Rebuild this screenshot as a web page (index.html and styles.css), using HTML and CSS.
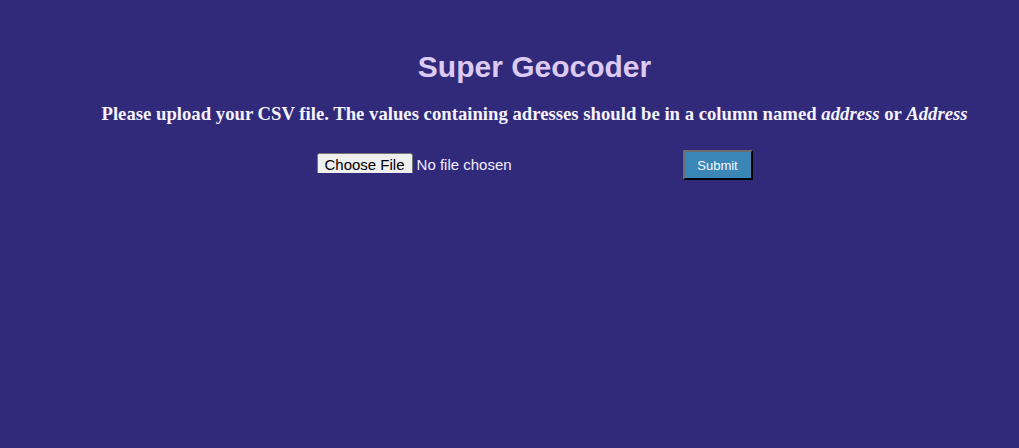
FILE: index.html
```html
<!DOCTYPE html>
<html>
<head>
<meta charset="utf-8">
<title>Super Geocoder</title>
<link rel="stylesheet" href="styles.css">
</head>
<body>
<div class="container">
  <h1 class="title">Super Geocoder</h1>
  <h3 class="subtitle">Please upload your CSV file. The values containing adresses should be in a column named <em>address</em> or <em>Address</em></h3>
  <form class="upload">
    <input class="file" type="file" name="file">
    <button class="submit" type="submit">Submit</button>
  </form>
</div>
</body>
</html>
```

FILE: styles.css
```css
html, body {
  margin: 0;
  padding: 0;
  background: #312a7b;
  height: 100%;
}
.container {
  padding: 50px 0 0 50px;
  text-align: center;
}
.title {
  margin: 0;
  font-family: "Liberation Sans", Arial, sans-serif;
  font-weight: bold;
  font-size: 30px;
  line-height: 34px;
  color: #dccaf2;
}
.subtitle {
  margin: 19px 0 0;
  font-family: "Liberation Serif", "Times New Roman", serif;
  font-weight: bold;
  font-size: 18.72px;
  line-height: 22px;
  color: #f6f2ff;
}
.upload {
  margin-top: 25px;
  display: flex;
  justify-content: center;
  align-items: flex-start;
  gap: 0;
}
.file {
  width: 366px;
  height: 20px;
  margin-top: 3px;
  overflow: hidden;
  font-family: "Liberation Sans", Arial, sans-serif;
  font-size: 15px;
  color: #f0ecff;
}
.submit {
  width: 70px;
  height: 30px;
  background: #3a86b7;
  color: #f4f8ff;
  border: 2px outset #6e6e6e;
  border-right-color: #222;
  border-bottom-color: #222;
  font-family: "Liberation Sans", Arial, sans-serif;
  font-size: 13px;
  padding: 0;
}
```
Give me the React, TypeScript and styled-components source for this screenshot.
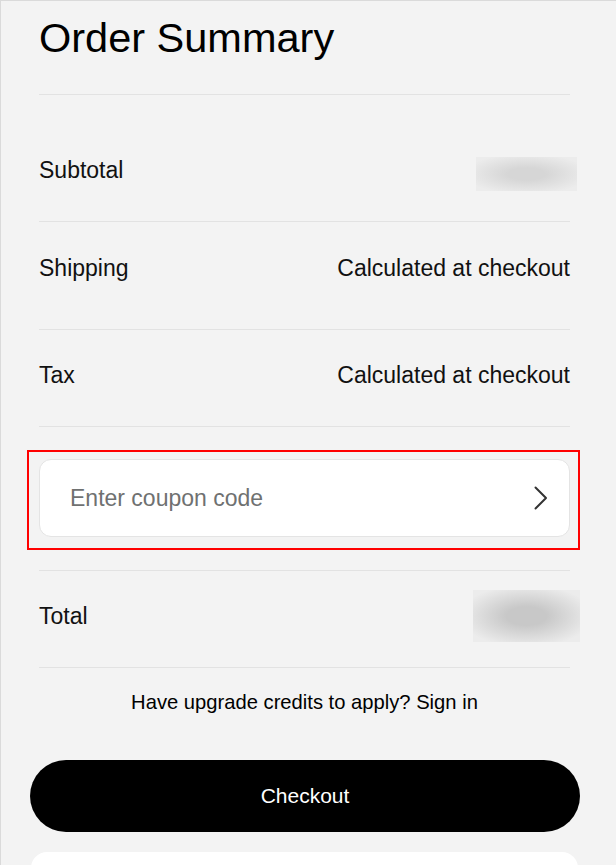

■ **TASK TO CARRY OUT**
Leave out the pictures and transcribe the entries above exactly.

■ **RESULT OF THE TASK**
Rebuild this screenshot as a web page (index.html and styles.css), using HTML and CSS.
FILE: index.html
```html
<!DOCTYPE html>
<html>
<head>
<meta charset="utf-8">
<title>Super Geocoder</title>
<link rel="stylesheet" href="styles.css">
</head>
<body>
<div class="container">
  <h1 class="title">Super Geocoder</h1>
  <h3 class="subtitle">Please upload your CSV file. The values containing adresses should be in a column named <em>address</em> or <em>Address</em></h3>
  <form class="upload">
    <input class="file" type="file" name="file">
    <button class="submit" type="submit">Submit</button>
  </form>
</div>
</body>
</html>
```

FILE: styles.css
```css
html, body {
  margin: 0;
  padding: 0;
  background: #312a7b;
  height: 100%;
}
.container {
  padding: 50px 0 0 50px;
  text-align: center;
}
.title {
  margin: 0;
  font-family: "Liberation Sans", Arial, sans-serif;
  font-weight: bold;
  font-size: 30px;
  line-height: 34px;
  color: #dccaf2;
}
.subtitle {
  margin: 19px 0 0;
  font-family: "Liberation Serif", "Times New Roman", serif;
  font-weight: bold;
  font-size: 18.72px;
  line-height: 22px;
  color: #f6f2ff;
}
.upload {
  margin-top: 25px;
  display: flex;
  justify-content: center;
  align-items: flex-start;
  gap: 0;
}
.file {
  width: 366px;
  height: 20px;
  margin-top: 3px;
  overflow: hidden;
  font-family: "Liberation Sans", Arial, sans-serif;
  font-size: 15px;
  color: #f0ecff;
}
.submit {
  width: 70px;
  height: 30px;
  background: #3a86b7;
  color: #f4f8ff;
  border: 2px outset #6e6e6e;
  border-right-color: #222;
  border-bottom-color: #222;
  font-family: "Liberation Sans", Arial, sans-serif;
  font-size: 13px;
  padding: 0;
}
```
Give me the React, TypeScript and styled-components source for this screenshot.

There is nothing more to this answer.